I only wound up making three “pies,” unfortunately. Apple Pie was the first. It was pretty easy and turned out very well. I used a recipe I found online (I think off allrecipes.com), but for the life of me I can’t find it now! Luckily, I saved a copy of it, which can be found at the bottom of this post. Peter’s coworkers had been forewarned, so one brought vanilla ice cream in anticipation, which I believe was part of its success. One said, “you can’t buy apple pie like this!” They saved me a piece and I can honestly say it was good but next time, it will be even better, with a little lemon zest in the crust or something. Better than super-market-made is good, but comparisons to someone’s grandmother’s is always the goal.

My First "Apple Pi"

My First "Apple Pi"

I also made Chicken Pot Pie, which was an epic fail, and Shepherd’s Pie, which was definitely not worth repeating (and my husband could not put into words what it needed or had too much of, in terms of ingredients or flavor or texture); both savory dishes were foods I don’t normally eat but my husband loves.

I also made iced four-leaf-clover sugar cookies and chocolate mint cookies (recipe at bottom of post, adapted from allrecipes.com) for St. Patrick’s Day, both of which were greatly enjoyed by my husband’s coworkers. Next year, maybe I’ll try a cookie with a whiskey or Bailey’s Irish Cream base.

St.

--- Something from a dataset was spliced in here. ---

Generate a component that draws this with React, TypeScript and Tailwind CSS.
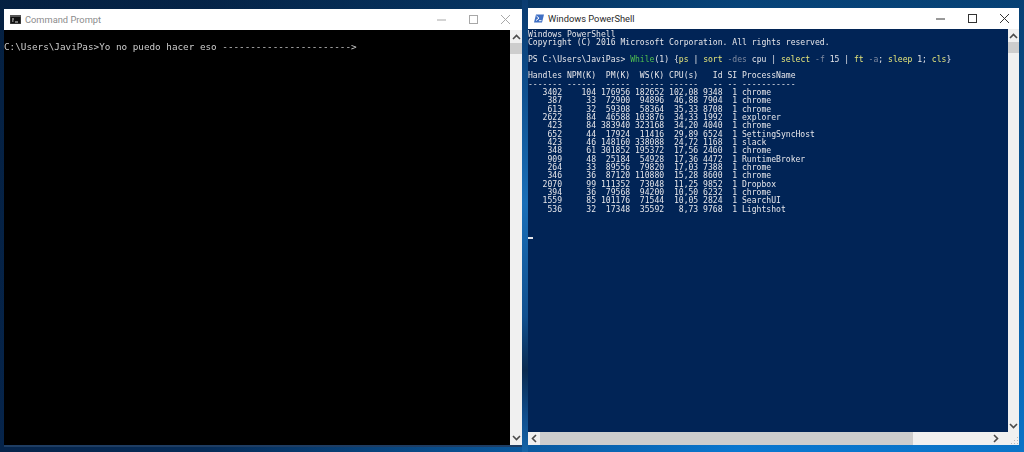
const rows = [
  "   3402    104 176956 182652 102,08 9348  1 chrome",
  "    387     33  72900  94896  46,88 7904  1 chrome",
  "    613     32  59308  58364  35,33 8708  1 chrome",
  "   2622     84  46588 103876  34,33 1992  1 explorer",
  "    423     84 383940 323168  34,20 4040  1 chrome",
  "    652     44  17924  11416  29,89 6524  1 SettingSyncHost",
  "    423     46 148160 338088  24,72 1168  1 slack",
  "    348     61 301852 195372  17,56 2460  1 chrome",
  "    909     48  25184  54928  17,36 4472  1 RuntimeBroker",
  "    264     33  89556  79820  17,03 7388  1 chrome",
  "    346     36  87120 110880  15,28 8600  1 chrome",
  "   2070     99 111352  73048  11,25 9852  1 Dropbox",
  "    394     36  79568  94200  10,50 6232  1 chrome",
  "   1559     85 101176  71544  10,05 2824  1 SearchUI",
  "    536     32  17348  35592   8,73 9768  1 Lightshot",
];

function Chevron({ d }: { d: string }) {
  return (
    <svg width="11" height="11" viewBox="0 0 11 11" className="block">
      <path d={d} fill="none" stroke="#4a4a4a" strokeWidth="1.6" />
    </svg>
  );
}

function Controls({ color, big }: { color: string; big?: boolean }) {
  return (
    <div className={big ? "flex items-center gap-[21px] pr-[9px]" : "flex items-center gap-[21px] pr-[11px]"}>
      <svg width="11" height="11" viewBox="0 0 11 11"><path d="M1 6h9" stroke={color} strokeWidth="1" /></svg>
      <svg width="11" height="11" viewBox="0 0 11 11"><rect x="1.5" y="1.5" width="8" height="8" fill="none" stroke={color} strokeWidth="1" /></svg>
      <svg width="11" height="11" viewBox="0 0 11 11"><path d="M1 1l9 9M10 1l-9 9" stroke={color} strokeWidth="1" /></svg>
    </div>
  );
}

export default function App() {
  return (
    <div className="w-[1024px] h-[452px] overflow-hidden flex items-start pt-[9px] pl-[4px] bg-[linear-gradient(180deg,rgba(4,30,60,0.6)_0%,rgba(4,30,60,0.35)_50%,rgba(4,30,60,0)_100%),linear-gradient(90deg,#06244a_0%,#062c58_20%,#0a5aa0_52%,#0a78d0_72%,#0a74c8_100%)]">
      {/* Command Prompt */}
      <div className="w-[518px] h-[438px] shrink-0 flex flex-col bg-[#f0f0f0] border-b-2 border-[#1e3d63]">
        <div className="h-[21px] shrink-0 bg-white flex items-center justify-between pl-[6px]">
          <div className="flex items-center gap-[4px]">
            <svg width="11" height="9" viewBox="0 0 11 9" className="block">
              <rect width="11" height="9" fill="#555555" />
              <rect x="0.5" y="2" width="10" height="6.5" fill="#111111" />
              <path d="M2 4h2M2 6h1.5M5 7h3" stroke="#e0e0e0" strokeWidth="1" />
            </svg>
            <span className="text-[9.3px] leading-none text-[#8c8c8c] font-['Roboto',sans-serif]">Command Prompt</span>
          </div>
          <Controls color="#a8a8a8" />
        </div>
        <div className="flex-1 flex min-h-0">
          <div className="flex-1 bg-black pt-[11px] text-[9.3px] leading-[11px] text-[#cccccc] font-['DejaVu_Sans_Mono',monospace] whitespace-pre blur-[0.3px]">
            {"C:\\Users\\JaviPas>Yo no puedo hacer eso ----------------------->"}
          </div>
          <div className="w-[12px] flex flex-col items-center justify-between bg-[#f0f0f0] py-[2px]">
            <div className="w-full flex flex-col">
              <div className="h-[11px] flex justify-center"><Chevron d="M2 7l3.5-3.5L9 7" /></div>
              <div className="h-[11px] bg-[#cdcdcd]" />
            </div>
            <Chevron d="M2 4l3.5 3.5L9 4" />
          </div>
        </div>
      </div>

      {/* Wallpaper seen between the two windows */}
      <div className="w-[6px] h-[452px] shrink-0 -mt-[9px] bg-[linear-gradient(180deg,#0b3c70_0%,#0d4a86_15%,#1a6fb8_45%,#11508f_70%,#0a2a50_82%,#0f4d8c_92%,#1465a8_100%)]" />

      {/* PowerShell */}
      <div className="w-[491px] h-[437px] shrink-0 -mt-px flex flex-col bg-[#f0f0f0]">
        <div className="h-[21px] shrink-0 bg-white flex items-center justify-between pl-[6px]">
          <div className="flex items-center gap-[4px]">
            <svg width="10" height="9" viewBox="0 0 10 9" className="block">
              <path d="M2 0.5h8L8 8.5H0z" fill="#3f6fc4" />
              <path d="M2.5 2L5 4.2L2 6.5M5 6.7h2.5" fill="none" stroke="#fff" strokeWidth="1" />
            </svg>
            <span className="text-[9.3px] leading-none text-[#2a2a2a] font-['Roboto',sans-serif]">Windows PowerShell</span>
          </div>
          <Controls color="#333333" big />
        </div>
        <div className="flex-1 flex min-h-0">
          <div className="flex-1 bg-[#012456] pt-[0.5px] text-[8.09px] leading-[8.35px] text-[#e6e6ea] font-['DejaVu_Sans_Mono',monospace] whitespace-pre overflow-hidden">
            <div className="blur-[0.3px]">
              <div>Windows PowerShell</div>
              <div>Copyright (C) 2016 Microsoft Corporation. All rights reserved.</div>
              <div>&nbsp;</div>
              <div>
                PS C:\Users\JaviPas&gt; <span className="text-[#4fc04f]">While</span>(1) {"{"}
                <span className="text-[#e6e67a]">ps</span> | <span className="text-[#e6e67a]">sort</span>{" "}
                <span className="text-[#7f8aa0]">-des</span> cpu | <span className="text-[#e6e67a]">select</span>{" "}
                <span className="text-[#7f8aa0]">-f</span> 15 | <span className="text-[#e6e67a]">ft</span>{" "}
                <span className="text-[#7f8aa0]">-a</span>; <span className="text-[#e6e67a]">sleep</span> 1;{" "}
                <span className="text-[#e6e67a]">cls</span>{"}"}
              </div>
              <div>&nbsp;</div>
              <div>Handles NPM(K)  PM(K)  WS(K) CPU(s)   Id SI ProcessName</div>
              <div>------- ------  -----  ----- ------   -- -- -----------</div>
              {rows.map((r, i) => (
                <div key={i}>{r}</div>
              ))}
            </div>
            <div>&nbsp;</div>
            <div>&nbsp;</div>
            <div className="w-[5px] h-[2px] mt-[7px] bg-[#e6e6ea]" />
          </div>
          <div className="w-[11px] flex flex-col items-center justify-between bg-[#f0f0f0] pt-[2px] pb-[1px]">
            <div className="w-full flex flex-col">
              <div className="h-[11px] flex justify-center"><Chevron d="M2 7l3.5-3.5L9 7" /></div>
              <div className="h-[11px] bg-[#cdcdcd]" />
            </div>
            <Chevron d="M2 4l3.5 3.5L9 4" />
          </div>
        </div>
        <div className="h-[13px] shrink-0 flex items-center bg-[#f0f0f0]">
          <div className="w-[12px] h-full flex items-center justify-center"><Chevron d="M7 2L3.5 5.5L7 9" /></div>
          <div className="w-[373px] h-full bg-[#cdcdcd]" />
          <div className="flex-1 h-full flex items-center justify-end pr-[1px]"><Chevron d="M4 2l3.5 3.5L4 9" /></div>
          <div className="w-[17px] h-full flex items-end justify-end">
            <svg width="9" height="9" viewBox="0 0 9 9" className="block">
              <path d="M7 1h1v1H7zM4 4h1v1H4zM7 4h1v1H7zM1 7h1v1H1zM4 7h1v1H4zM7 7h1v1H7z" fill="#b8b8b8" />
            </svg>
          </div>
        </div>
      </div>
    </div>
  );
}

Patrick's Day Cookies: Iced 4-Leaf Clover Sugar Cookies and Chocolate Mint Cookies

St. Patrick's Day Cookies: Iced 4-Leaf Clover Sugar Cookies and Chocolate Mint Cookies

There are two lessons I could learn from this. Either I should stick to baking, or I should stick to what I know or could imagine eating. I plan on going with the latter, mostly because I have had some relative wins in cooking in the past (e.g., pot roast, Swedish meatballs, and Czech chicken paprikash) and we do happen to eat meals every day.

Ali’s Apple Pi

Ingredients:

  • 2 twelve-inch-circles’-worth pie crust dough
  • 2 1/2 pounds (about 6 large) green apples, peeled, cored and sliced into ¼” x 1″ chunks (about 8 cups sliced)
  • 1/4 cup granulated white sugar
  • 1/4 cup light brown sugar
  • 1 tablespoon lemon juice
  • 3/4 teaspoon ground cinnamon
  • 1/4 teaspoon ground nutmeg
  • 1/4 teaspoon salt
  • 2 tablespoons unsalted butter
  • 1 tablespoon + 1 teaspoon cornstarch

Directions:

  1. In a large bowl combine the sliced apples, sugars, lemon juice, ground cinnamon, nutmeg, and salt. Let the apples macerate at room temperature for about two hours.
  2. After the dough has chilled sufficiently, remove one portion of the dough from the fridge and place it on a lightly floured surface. Roll the pastry into a 12-inch circle. Fold the dough in half and gently transfer to a 9-inch pie pan. Brush off any excess flour and trim the edges of the pastry to fit the pie pan. Cover with plastic wrap and place in the refrigerator.
  3. Then remove the second round of pastry and roll it onto a 12-inch circle. Transfer to a parchment lined baking sheet, cover with plastic wrap, and place in the refrigerator.
  4. Place the apples and their juices in a strainer that is placed over a large bowl (to capture the juices). Let the apples drain for about 15-30 minutes or until you have at least 1/2 cup of juice. Pour collected juices and the 2 tablespoons of unsalted butter into a microwave-safe bowl. Microwave on high for 6-7 minutes or until the liquid has reduced to about 1/3 cup and is syrupy and lightly caramelized.
  5. Meanwhile, remove the top pastry crust from the refrigerator and let it sit at room temperature for about 10 minutes so it has time to soften and become pliable.
  6. Transfer the drained apples slices to a large bowl and mix them with the cornstarch. Then pour the reduced syrup over the apples and toss to combine. Pour the apples and their syrup into the chilled pie crust. Moisten the edges of the pie shell with a little water and then place the top crust over the apples. Tuck any excess pastry under the bottom crust and then crimp the edges using your fingers or a fork. Using a sharp knife, make five 2-inch slits from the center of the pie out towards the edge of the pie to allow the steam to escape. Cover the pie with plastic wrap and place in the refrigerator to chill the pastry while you preheat the oven.
  7. Preheat the oven to 425°F. Place the oven rack at the lowest level and place a baking stone or baking sheet on the rack before preheating the oven. Place a piece of aluminum foil on the stone (or pan) to catch any apple juices.
  8. Set the pie on the stone or pan and bake for about 45 to 55 minutes or until the juices start to bubble through the slits and apples feel tender (not mushy) when a toothpick or sharp knife is inserted through one of the slits. Make sure to cover the edges of the pie with a foil ring to prevent over browning after about 30 minutes.
  9. Remove the pie from the oven and place on a wire rack to cool for about 3-4 hours before cutting. Store at room temperature for 2 to 3 days.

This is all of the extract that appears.